WRITTEN INSTRUCTION
Omit every picture while repeating the entries exactly.

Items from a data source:

%%

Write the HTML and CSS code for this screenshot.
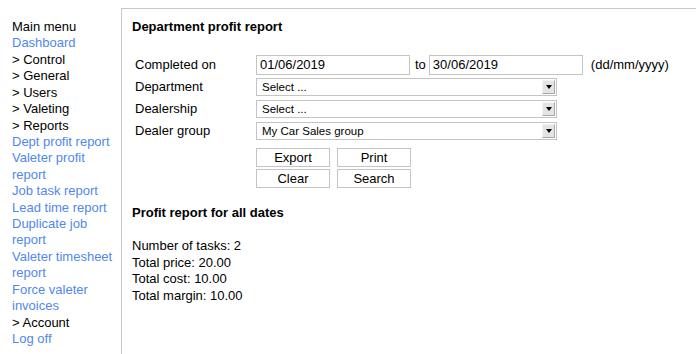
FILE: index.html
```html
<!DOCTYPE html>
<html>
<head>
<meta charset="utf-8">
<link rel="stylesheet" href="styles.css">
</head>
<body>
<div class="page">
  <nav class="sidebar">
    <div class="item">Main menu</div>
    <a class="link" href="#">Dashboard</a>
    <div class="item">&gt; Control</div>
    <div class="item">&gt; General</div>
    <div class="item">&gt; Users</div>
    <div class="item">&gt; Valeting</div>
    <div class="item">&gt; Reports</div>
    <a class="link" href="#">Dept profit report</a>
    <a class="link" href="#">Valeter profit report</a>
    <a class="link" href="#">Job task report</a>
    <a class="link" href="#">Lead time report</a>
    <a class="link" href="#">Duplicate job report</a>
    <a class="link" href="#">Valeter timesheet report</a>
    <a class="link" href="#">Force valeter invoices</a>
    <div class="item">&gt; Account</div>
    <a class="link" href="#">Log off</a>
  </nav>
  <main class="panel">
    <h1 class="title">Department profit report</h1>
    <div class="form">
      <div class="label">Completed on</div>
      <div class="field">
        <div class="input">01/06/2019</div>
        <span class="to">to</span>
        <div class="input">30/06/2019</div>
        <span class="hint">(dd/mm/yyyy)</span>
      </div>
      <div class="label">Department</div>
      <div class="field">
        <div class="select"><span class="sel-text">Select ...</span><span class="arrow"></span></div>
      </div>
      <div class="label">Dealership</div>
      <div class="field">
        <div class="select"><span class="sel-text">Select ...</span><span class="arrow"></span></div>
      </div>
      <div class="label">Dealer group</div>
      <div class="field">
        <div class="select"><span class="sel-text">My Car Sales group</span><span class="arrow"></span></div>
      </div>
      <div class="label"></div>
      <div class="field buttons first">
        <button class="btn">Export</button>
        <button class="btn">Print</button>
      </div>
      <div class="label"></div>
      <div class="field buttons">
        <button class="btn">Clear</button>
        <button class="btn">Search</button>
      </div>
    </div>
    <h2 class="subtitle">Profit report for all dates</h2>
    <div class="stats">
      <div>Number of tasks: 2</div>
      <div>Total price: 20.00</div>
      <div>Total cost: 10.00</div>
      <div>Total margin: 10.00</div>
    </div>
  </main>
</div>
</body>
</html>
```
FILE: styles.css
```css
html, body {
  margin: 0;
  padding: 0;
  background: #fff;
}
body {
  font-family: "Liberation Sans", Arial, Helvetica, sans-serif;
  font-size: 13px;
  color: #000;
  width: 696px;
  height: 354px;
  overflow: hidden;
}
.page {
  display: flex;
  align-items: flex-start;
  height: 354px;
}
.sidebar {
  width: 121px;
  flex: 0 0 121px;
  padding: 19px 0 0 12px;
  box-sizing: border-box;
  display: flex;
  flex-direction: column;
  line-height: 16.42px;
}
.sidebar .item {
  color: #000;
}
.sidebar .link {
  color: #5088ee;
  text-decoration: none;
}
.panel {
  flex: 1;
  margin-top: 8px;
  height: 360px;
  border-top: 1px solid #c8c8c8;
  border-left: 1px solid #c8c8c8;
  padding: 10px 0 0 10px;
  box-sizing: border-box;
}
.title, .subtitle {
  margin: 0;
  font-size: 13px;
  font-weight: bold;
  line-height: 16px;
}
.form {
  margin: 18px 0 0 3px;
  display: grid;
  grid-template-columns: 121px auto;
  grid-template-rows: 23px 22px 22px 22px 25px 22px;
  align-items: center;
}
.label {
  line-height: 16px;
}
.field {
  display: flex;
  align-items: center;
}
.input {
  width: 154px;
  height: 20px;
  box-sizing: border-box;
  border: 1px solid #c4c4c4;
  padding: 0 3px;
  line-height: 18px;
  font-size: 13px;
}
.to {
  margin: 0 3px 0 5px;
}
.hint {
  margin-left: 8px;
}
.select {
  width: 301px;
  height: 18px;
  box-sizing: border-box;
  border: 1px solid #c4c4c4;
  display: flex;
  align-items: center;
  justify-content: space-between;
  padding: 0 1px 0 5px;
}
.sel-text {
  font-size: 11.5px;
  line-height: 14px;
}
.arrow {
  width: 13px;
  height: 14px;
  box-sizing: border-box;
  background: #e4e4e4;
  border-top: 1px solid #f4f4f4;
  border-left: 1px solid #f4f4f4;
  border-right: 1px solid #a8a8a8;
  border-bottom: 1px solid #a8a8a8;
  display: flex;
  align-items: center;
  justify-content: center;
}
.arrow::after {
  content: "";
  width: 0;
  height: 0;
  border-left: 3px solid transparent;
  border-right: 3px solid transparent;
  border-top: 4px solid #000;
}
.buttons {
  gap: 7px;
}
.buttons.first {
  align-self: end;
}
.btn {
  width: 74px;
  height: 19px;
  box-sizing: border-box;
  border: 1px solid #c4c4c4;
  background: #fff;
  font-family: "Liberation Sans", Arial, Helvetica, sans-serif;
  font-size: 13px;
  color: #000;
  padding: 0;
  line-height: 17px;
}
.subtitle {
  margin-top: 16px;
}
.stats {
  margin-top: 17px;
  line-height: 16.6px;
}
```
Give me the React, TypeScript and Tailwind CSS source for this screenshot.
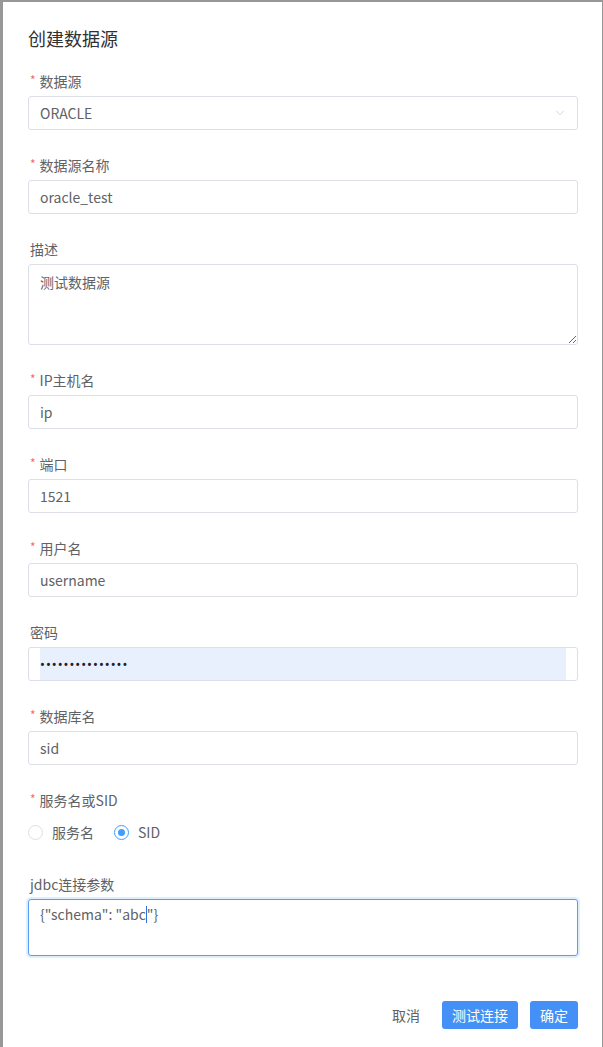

%%

THE OUTPUT
Write the HTML and CSS code for this screenshot.
FILE: index.html
```html
<!DOCTYPE html>
<html>
<head>
<meta charset="utf-8">
<link rel="stylesheet" href="styles.css">
</head>
<body>
<div class="page">
  <nav class="sidebar">
    <div class="item">Main menu</div>
    <a class="link" href="#">Dashboard</a>
    <div class="item">&gt; Control</div>
    <div class="item">&gt; General</div>
    <div class="item">&gt; Users</div>
    <div class="item">&gt; Valeting</div>
    <div class="item">&gt; Reports</div>
    <a class="link" href="#">Dept profit report</a>
    <a class="link" href="#">Valeter profit report</a>
    <a class="link" href="#">Job task report</a>
    <a class="link" href="#">Lead time report</a>
    <a class="link" href="#">Duplicate job report</a>
    <a class="link" href="#">Valeter timesheet report</a>
    <a class="link" href="#">Force valeter invoices</a>
    <div class="item">&gt; Account</div>
    <a class="link" href="#">Log off</a>
  </nav>
  <main class="panel">
    <h1 class="title">Department profit report</h1>
    <div class="form">
      <div class="label">Completed on</div>
      <div class="field">
        <div class="input">01/06/2019</div>
        <span class="to">to</span>
        <div class="input">30/06/2019</div>
        <span class="hint">(dd/mm/yyyy)</span>
      </div>
      <div class="label">Department</div>
      <div class="field">
        <div class="select"><span class="sel-text">Select ...</span><span class="arrow"></span></div>
      </div>
      <div class="label">Dealership</div>
      <div class="field">
        <div class="select"><span class="sel-text">Select ...</span><span class="arrow"></span></div>
      </div>
      <div class="label">Dealer group</div>
      <div class="field">
        <div class="select"><span class="sel-text">My Car Sales group</span><span class="arrow"></span></div>
      </div>
      <div class="label"></div>
      <div class="field buttons first">
        <button class="btn">Export</button>
        <button class="btn">Print</button>
      </div>
      <div class="label"></div>
      <div class="field buttons">
        <button class="btn">Clear</button>
        <button class="btn">Search</button>
      </div>
    </div>
    <h2 class="subtitle">Profit report for all dates</h2>
    <div class="stats">
      <div>Number of tasks: 2</div>
      <div>Total price: 20.00</div>
      <div>Total cost: 10.00</div>
      <div>Total margin: 10.00</div>
    </div>
  </main>
</div>
</body>
</html>
```
FILE: styles.css
```css
html, body {
  margin: 0;
  padding: 0;
  background: #fff;
}
body {
  font-family: "Liberation Sans", Arial, Helvetica, sans-serif;
  font-size: 13px;
  color: #000;
  width: 696px;
  height: 354px;
  overflow: hidden;
}
.page {
  display: flex;
  align-items: flex-start;
  height: 354px;
}
.sidebar {
  width: 121px;
  flex: 0 0 121px;
  padding: 19px 0 0 12px;
  box-sizing: border-box;
  display: flex;
  flex-direction: column;
  line-height: 16.42px;
}
.sidebar .item {
  color: #000;
}
.sidebar .link {
  color: #5088ee;
  text-decoration: none;
}
.panel {
  flex: 1;
  margin-top: 8px;
  height: 360px;
  border-top: 1px solid #c8c8c8;
  border-left: 1px solid #c8c8c8;
  padding: 10px 0 0 10px;
  box-sizing: border-box;
}
.title, .subtitle {
  margin: 0;
  font-size: 13px;
  font-weight: bold;
  line-height: 16px;
}
.form {
  margin: 18px 0 0 3px;
  display: grid;
  grid-template-columns: 121px auto;
  grid-template-rows: 23px 22px 22px 22px 25px 22px;
  align-items: center;
}
.label {
  line-height: 16px;
}
.field {
  display: flex;
  align-items: center;
}
.input {
  width: 154px;
  height: 20px;
  box-sizing: border-box;
  border: 1px solid #c4c4c4;
  padding: 0 3px;
  line-height: 18px;
  font-size: 13px;
}
.to {
  margin: 0 3px 0 5px;
}
.hint {
  margin-left: 8px;
}
.select {
  width: 301px;
  height: 18px;
  box-sizing: border-box;
  border: 1px solid #c4c4c4;
  display: flex;
  align-items: center;
  justify-content: space-between;
  padding: 0 1px 0 5px;
}
.sel-text {
  font-size: 11.5px;
  line-height: 14px;
}
.arrow {
  width: 13px;
  height: 14px;
  box-sizing: border-box;
  background: #e4e4e4;
  border-top: 1px solid #f4f4f4;
  border-left: 1px solid #f4f4f4;
  border-right: 1px solid #a8a8a8;
  border-bottom: 1px solid #a8a8a8;
  display: flex;
  align-items: center;
  justify-content: center;
}
.arrow::after {
  content: "";
  width: 0;
  height: 0;
  border-left: 3px solid transparent;
  border-right: 3px solid transparent;
  border-top: 4px solid #000;
}
.buttons {
  gap: 7px;
}
.buttons.first {
  align-self: end;
}
.btn {
  width: 74px;
  height: 19px;
  box-sizing: border-box;
  border: 1px solid #c4c4c4;
  background: #fff;
  font-family: "Liberation Sans", Arial, Helvetica, sans-serif;
  font-size: 13px;
  color: #000;
  padding: 0;
  line-height: 17px;
}
.subtitle {
  margin-top: 16px;
}
.stats {
  margin-top: 17px;
  line-height: 16.6px;
}
```
Give me the React, TypeScript and Tailwind CSS source for this screenshot.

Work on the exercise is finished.